- [Exercise requirements] Do any lines in the data below contain "this"? If so, copy every one of them.

- [Supplied material]
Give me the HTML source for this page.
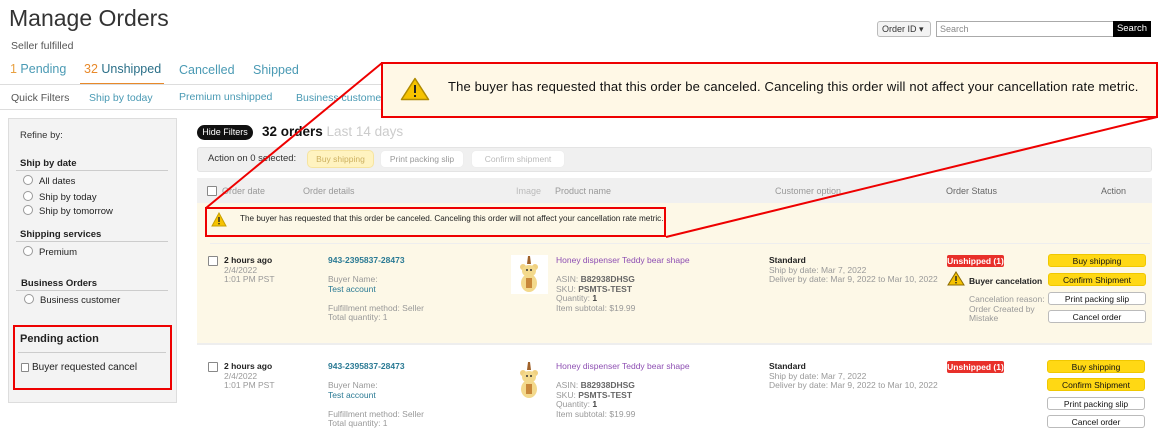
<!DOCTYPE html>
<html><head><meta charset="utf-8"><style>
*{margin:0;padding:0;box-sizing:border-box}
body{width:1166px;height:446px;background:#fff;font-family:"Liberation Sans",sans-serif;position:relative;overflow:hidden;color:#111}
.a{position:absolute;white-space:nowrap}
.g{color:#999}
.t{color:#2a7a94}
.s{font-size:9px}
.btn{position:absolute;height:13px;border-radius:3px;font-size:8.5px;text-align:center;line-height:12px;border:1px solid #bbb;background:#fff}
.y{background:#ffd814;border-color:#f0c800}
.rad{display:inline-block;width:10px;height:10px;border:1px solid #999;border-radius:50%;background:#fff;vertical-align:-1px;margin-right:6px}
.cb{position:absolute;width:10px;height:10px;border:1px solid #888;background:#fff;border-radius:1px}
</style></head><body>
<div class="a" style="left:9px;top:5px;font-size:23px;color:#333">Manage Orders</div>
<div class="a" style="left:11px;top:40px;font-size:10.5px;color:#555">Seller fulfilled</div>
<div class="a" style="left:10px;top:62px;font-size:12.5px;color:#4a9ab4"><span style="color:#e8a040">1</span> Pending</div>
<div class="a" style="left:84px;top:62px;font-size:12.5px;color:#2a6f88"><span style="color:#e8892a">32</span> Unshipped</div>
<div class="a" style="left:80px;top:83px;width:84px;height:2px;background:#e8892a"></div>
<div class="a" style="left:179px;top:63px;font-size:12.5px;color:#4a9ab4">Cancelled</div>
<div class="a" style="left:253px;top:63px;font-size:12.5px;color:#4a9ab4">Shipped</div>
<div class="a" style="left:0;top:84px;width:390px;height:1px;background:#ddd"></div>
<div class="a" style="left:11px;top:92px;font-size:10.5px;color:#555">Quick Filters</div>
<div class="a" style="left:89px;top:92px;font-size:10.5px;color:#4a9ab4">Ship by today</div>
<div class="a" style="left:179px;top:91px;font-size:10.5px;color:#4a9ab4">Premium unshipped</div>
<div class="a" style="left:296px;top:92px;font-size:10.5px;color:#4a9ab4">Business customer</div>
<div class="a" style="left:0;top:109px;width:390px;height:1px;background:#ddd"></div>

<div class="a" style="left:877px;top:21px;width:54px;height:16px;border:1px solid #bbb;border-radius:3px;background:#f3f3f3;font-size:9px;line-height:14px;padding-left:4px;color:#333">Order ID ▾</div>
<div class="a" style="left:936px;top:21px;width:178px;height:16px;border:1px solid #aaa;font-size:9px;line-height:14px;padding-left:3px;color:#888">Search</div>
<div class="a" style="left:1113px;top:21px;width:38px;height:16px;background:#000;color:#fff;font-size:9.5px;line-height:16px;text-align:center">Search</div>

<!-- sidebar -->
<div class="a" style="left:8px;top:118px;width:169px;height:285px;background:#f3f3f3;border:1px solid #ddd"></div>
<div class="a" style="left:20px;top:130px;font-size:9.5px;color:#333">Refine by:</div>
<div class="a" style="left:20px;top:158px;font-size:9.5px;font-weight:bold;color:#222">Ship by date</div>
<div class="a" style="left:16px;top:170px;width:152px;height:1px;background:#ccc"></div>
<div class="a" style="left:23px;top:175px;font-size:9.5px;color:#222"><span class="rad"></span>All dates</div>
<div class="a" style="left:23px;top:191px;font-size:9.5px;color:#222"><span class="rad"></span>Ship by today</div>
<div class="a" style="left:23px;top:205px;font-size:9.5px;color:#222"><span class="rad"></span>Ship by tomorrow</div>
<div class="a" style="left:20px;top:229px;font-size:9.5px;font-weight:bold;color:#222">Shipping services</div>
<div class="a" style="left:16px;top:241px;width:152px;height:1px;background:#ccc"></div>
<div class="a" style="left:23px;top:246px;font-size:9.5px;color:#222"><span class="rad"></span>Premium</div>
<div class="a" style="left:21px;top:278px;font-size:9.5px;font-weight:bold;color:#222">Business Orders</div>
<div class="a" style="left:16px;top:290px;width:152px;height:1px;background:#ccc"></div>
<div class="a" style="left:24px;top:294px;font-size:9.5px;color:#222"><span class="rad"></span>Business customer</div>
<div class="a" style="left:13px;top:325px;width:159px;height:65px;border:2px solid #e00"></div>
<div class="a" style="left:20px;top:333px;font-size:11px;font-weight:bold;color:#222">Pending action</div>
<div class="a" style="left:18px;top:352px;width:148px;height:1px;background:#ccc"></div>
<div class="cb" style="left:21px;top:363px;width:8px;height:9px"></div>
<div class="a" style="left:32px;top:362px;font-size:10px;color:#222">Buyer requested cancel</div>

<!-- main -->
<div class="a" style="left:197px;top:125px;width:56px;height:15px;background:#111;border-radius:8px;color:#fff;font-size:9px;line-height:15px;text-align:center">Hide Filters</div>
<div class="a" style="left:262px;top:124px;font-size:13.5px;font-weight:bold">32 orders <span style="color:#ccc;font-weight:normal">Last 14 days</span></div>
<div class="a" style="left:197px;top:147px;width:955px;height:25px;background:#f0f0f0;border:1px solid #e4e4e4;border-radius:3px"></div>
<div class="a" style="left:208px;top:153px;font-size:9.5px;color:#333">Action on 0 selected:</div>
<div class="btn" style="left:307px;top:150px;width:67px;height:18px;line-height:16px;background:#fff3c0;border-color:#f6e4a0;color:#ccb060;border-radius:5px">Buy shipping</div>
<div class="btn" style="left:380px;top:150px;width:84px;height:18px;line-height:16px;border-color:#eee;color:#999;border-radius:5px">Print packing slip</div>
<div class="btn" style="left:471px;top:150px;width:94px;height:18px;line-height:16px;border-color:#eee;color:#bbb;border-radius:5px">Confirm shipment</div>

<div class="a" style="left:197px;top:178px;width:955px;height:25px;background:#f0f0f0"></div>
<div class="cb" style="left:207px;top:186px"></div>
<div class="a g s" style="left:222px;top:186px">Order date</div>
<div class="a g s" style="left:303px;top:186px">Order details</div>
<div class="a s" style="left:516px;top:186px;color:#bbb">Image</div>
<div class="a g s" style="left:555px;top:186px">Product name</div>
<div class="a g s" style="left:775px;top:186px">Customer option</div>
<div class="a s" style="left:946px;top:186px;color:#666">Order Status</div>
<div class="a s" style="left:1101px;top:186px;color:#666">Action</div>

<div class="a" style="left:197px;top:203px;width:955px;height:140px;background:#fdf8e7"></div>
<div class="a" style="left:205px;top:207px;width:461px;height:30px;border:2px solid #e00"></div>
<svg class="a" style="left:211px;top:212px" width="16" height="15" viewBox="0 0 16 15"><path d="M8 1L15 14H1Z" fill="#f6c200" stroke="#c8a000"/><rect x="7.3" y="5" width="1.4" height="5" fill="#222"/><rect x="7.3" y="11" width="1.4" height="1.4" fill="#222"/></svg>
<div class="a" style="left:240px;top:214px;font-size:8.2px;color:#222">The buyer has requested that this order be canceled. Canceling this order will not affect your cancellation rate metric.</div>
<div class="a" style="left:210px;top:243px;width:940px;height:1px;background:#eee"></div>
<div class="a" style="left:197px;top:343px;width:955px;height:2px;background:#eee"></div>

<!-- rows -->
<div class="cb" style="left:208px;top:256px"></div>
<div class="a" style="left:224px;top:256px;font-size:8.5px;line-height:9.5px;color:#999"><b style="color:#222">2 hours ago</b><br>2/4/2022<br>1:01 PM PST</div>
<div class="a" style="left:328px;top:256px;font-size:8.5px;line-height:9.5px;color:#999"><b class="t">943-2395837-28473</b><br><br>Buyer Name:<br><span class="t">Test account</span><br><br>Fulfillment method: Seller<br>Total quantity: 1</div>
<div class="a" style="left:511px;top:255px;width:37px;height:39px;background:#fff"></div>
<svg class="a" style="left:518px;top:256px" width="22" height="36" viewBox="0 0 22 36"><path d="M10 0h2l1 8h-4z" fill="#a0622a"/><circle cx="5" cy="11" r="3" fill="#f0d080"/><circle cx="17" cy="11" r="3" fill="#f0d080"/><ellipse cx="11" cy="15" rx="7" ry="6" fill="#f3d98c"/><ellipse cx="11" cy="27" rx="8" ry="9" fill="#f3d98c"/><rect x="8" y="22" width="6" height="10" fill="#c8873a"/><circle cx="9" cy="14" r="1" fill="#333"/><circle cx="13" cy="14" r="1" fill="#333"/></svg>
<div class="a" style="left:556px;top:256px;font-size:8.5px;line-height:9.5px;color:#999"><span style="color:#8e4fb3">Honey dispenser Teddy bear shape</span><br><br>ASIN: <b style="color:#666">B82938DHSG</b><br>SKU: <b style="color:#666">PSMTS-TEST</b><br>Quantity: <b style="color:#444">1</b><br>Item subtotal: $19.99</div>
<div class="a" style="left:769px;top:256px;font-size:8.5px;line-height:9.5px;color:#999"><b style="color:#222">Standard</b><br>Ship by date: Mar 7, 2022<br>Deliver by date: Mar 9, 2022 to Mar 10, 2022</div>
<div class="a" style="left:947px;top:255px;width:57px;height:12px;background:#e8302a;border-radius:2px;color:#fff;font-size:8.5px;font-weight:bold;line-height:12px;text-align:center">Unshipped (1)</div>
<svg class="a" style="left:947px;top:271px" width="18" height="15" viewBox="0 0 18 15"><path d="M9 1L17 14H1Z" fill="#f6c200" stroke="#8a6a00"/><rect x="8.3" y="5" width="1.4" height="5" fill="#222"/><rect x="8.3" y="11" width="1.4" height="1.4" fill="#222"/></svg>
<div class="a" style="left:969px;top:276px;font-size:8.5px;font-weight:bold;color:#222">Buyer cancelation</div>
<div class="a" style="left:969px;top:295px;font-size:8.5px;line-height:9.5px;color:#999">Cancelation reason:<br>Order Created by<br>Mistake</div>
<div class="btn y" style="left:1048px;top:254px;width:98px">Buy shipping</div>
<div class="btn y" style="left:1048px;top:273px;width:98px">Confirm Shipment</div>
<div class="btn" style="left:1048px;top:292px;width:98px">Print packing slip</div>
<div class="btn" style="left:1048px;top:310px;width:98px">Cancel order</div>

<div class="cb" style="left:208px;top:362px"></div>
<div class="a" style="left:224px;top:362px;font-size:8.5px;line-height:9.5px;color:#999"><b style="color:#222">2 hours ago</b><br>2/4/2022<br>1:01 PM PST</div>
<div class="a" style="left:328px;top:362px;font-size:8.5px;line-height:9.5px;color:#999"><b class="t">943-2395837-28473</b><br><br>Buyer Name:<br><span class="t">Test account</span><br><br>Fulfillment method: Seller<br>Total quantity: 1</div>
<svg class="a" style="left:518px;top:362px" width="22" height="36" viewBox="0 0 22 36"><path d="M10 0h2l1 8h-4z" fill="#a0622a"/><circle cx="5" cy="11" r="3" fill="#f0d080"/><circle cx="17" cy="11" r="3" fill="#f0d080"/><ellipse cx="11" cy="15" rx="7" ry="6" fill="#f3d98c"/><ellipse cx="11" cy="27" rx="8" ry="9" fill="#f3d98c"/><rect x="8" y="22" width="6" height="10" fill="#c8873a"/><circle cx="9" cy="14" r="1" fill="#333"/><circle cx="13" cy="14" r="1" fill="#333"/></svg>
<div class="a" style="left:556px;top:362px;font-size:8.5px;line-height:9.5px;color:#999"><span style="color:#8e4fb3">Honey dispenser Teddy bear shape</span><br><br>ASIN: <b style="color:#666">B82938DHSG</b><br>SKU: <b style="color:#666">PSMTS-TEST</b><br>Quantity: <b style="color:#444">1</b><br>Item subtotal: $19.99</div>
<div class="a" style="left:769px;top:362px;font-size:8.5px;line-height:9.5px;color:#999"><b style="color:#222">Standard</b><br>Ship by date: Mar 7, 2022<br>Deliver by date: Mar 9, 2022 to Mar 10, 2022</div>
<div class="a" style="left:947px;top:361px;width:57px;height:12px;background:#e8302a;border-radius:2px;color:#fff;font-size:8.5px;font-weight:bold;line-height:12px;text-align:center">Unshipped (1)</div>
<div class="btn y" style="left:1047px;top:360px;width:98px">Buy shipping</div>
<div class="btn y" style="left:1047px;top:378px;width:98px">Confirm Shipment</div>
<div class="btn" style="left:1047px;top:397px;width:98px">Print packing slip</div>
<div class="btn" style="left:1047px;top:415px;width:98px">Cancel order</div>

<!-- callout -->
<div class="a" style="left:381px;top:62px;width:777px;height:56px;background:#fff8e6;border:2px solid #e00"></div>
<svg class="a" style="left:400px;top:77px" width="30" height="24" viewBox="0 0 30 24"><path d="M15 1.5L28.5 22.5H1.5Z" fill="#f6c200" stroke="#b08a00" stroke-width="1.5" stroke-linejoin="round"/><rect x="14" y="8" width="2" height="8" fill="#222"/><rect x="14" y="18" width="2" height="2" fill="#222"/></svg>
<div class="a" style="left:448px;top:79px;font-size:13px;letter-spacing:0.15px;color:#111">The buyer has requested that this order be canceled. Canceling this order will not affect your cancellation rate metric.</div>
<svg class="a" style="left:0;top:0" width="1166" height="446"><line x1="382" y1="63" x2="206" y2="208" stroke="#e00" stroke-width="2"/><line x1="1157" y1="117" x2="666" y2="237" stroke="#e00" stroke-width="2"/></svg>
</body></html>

* * *

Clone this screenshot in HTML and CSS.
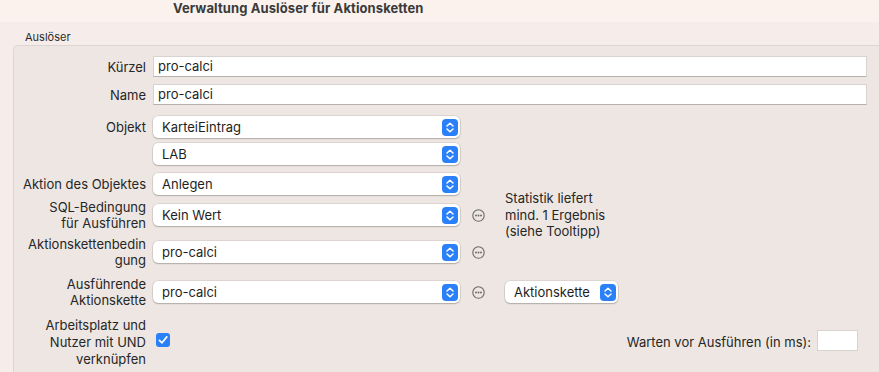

- [Task output]
Give me the HTML source for this page.
<div class="a" style="left:240px;top:214px;font-size:8.2px;color:#222">The buyer has requested that this order be canceled. Canceling this order will not affect your cancellation rate metric.</div>
<div class="a" style="left:448px;top:79px;font-size:13px;letter-spacing:0.15px;color:#111">The buyer has requested that this order be canceled. Canceling this order will not affect your cancellation rate metric.</div>
Clone this screenshot in HTML and CSS.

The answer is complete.